## Problem to solve
Each line containing the word "this" must be reported.

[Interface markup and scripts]

§ §

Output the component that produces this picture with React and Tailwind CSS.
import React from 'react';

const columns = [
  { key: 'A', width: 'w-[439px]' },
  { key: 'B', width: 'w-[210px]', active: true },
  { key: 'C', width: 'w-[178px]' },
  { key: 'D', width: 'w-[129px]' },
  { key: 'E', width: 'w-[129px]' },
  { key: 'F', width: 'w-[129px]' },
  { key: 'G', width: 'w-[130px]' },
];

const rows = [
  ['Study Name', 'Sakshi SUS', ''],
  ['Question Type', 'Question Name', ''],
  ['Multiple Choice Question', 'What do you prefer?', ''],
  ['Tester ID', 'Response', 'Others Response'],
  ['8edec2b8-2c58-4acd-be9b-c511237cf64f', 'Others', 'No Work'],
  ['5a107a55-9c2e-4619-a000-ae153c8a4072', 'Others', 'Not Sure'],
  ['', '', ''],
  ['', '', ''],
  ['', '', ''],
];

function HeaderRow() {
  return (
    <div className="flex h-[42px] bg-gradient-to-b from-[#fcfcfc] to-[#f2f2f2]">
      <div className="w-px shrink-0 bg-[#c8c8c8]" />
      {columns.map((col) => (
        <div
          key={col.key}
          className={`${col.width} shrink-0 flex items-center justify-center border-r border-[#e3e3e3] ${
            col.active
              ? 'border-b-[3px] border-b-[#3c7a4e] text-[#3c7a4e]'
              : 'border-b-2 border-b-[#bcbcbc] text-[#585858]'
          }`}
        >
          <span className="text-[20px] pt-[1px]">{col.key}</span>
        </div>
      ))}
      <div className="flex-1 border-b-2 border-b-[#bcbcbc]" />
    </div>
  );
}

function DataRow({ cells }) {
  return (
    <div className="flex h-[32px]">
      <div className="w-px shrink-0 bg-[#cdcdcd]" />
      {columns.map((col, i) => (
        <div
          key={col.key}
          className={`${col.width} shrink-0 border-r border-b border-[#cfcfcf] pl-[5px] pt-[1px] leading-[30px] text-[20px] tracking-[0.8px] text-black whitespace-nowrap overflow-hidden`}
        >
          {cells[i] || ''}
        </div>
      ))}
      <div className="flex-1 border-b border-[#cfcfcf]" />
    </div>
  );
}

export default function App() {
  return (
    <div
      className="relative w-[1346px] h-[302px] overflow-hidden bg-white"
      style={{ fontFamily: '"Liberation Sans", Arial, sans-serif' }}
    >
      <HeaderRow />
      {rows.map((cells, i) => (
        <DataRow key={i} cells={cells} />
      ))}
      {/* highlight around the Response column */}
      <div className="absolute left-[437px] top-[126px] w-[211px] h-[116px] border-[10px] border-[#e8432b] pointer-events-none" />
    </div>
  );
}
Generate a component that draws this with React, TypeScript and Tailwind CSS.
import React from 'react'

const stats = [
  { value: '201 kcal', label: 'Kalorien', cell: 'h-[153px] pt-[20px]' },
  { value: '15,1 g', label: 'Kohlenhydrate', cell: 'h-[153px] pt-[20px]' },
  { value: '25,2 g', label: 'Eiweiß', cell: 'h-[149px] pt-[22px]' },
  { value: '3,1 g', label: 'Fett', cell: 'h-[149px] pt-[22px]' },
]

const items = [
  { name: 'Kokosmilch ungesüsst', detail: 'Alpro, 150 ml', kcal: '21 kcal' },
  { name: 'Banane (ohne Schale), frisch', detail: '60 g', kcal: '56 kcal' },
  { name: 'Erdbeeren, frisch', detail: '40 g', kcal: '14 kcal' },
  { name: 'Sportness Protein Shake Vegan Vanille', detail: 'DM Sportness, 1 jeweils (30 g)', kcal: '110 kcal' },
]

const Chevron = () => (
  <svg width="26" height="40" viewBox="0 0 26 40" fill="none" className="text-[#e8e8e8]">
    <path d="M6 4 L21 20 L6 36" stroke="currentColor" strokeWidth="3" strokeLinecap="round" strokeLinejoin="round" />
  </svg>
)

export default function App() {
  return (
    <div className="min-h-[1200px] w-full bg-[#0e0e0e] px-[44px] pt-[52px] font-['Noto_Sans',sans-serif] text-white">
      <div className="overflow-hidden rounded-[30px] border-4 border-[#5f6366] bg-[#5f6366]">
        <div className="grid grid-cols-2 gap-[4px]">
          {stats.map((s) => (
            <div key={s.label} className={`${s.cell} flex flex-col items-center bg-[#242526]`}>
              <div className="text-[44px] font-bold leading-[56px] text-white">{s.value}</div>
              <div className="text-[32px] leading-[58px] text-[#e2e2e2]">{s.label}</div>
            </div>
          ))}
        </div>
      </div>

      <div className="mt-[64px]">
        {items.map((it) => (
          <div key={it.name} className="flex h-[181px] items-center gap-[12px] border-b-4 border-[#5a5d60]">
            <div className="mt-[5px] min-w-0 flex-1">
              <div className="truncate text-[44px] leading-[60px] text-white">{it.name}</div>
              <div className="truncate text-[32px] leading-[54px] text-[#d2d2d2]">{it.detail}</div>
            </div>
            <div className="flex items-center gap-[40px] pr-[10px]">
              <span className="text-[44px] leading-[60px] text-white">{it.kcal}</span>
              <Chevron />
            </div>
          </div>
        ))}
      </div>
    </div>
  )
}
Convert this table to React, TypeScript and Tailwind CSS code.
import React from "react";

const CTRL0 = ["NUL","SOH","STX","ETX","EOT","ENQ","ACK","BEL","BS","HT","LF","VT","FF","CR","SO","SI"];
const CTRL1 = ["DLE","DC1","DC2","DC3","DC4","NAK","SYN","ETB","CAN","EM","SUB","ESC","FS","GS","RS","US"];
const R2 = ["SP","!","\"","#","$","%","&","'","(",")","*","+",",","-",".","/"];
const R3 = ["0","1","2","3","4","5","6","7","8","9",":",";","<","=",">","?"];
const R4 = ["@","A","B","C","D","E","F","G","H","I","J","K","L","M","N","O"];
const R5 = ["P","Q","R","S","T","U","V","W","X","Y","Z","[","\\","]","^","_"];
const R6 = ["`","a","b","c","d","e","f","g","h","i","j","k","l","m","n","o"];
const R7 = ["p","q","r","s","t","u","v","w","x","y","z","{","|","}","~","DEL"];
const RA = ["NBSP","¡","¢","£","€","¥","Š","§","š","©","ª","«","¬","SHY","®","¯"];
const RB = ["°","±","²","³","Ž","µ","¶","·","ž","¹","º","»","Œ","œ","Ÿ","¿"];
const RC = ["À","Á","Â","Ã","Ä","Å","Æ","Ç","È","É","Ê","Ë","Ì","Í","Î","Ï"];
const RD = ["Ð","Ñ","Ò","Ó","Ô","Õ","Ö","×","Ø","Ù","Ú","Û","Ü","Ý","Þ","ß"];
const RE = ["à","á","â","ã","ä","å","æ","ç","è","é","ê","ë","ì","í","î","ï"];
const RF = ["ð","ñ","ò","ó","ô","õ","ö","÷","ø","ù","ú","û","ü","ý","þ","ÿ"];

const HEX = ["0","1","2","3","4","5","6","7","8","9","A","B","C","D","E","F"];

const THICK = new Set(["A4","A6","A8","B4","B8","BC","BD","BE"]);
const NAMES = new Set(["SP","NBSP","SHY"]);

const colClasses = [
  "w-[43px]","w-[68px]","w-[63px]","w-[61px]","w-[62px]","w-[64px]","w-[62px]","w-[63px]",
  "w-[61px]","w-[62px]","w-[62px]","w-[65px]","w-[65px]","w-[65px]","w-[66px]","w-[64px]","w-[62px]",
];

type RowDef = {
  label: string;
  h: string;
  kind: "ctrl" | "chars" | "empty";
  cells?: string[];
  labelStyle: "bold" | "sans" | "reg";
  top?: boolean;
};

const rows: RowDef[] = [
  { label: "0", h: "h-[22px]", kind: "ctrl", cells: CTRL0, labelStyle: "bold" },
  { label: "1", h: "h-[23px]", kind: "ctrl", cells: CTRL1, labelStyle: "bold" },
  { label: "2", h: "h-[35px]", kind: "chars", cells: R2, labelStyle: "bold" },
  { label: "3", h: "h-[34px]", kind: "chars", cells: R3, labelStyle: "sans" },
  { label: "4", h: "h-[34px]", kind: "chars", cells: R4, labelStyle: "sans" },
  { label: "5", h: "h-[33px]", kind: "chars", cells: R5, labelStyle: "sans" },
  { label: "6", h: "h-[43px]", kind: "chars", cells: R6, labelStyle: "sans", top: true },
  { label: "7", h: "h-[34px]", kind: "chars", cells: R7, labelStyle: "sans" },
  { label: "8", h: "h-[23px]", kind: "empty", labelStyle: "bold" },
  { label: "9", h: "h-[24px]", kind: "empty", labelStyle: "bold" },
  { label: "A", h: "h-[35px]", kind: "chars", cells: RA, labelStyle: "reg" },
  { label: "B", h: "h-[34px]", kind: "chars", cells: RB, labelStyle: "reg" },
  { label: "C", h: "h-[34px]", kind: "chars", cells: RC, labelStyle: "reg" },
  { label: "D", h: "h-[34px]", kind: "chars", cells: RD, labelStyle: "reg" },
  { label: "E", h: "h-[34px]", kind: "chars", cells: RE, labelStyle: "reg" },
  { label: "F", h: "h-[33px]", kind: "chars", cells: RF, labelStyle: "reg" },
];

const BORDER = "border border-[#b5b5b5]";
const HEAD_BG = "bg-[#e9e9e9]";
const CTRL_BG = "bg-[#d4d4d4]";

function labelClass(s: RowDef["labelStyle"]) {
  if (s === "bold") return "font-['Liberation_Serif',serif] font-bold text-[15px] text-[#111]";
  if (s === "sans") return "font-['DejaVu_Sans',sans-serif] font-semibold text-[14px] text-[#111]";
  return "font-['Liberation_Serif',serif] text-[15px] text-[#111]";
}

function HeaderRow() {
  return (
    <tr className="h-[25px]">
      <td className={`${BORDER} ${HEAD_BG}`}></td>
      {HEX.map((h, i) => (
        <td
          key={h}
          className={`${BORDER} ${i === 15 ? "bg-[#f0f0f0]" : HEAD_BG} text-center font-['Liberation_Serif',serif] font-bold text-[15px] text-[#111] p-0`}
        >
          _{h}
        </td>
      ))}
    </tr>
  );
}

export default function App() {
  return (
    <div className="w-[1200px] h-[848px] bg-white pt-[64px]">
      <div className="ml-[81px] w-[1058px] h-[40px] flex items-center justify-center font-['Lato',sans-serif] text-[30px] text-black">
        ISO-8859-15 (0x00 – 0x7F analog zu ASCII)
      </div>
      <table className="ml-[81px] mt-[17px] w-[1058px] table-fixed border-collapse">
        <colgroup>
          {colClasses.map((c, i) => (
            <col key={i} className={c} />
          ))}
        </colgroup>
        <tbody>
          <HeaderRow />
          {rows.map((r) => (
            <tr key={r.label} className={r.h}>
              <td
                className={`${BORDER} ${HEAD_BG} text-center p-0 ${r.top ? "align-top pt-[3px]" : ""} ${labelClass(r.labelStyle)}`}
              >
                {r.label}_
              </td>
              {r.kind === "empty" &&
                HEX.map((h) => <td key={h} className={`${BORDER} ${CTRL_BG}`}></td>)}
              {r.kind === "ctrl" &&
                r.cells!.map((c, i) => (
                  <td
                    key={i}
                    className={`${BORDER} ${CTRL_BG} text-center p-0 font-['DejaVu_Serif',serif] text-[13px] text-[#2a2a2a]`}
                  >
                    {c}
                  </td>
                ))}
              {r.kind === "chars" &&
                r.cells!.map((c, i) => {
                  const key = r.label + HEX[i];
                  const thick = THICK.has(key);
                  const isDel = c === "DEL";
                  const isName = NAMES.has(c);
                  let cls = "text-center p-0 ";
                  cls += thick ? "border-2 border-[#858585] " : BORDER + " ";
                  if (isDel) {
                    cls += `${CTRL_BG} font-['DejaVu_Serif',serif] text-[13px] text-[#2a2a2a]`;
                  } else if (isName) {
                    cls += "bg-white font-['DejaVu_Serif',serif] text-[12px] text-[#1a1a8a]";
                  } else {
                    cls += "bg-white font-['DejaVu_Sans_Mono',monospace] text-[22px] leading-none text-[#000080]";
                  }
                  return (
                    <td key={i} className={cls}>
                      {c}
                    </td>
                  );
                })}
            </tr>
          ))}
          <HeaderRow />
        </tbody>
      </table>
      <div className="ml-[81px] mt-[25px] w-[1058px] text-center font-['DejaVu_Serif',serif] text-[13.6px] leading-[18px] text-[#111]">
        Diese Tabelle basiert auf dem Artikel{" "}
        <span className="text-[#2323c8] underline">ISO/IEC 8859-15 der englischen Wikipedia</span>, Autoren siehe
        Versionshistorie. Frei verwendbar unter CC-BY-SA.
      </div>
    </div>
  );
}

§ §

## Reply to the exercise
Output the component that produces this picture with React and Tailwind CSS.
Generate a component that draws this with React, TypeScript and Tailwind CSS.
Convert this table to React, TypeScript and Tailwind CSS code.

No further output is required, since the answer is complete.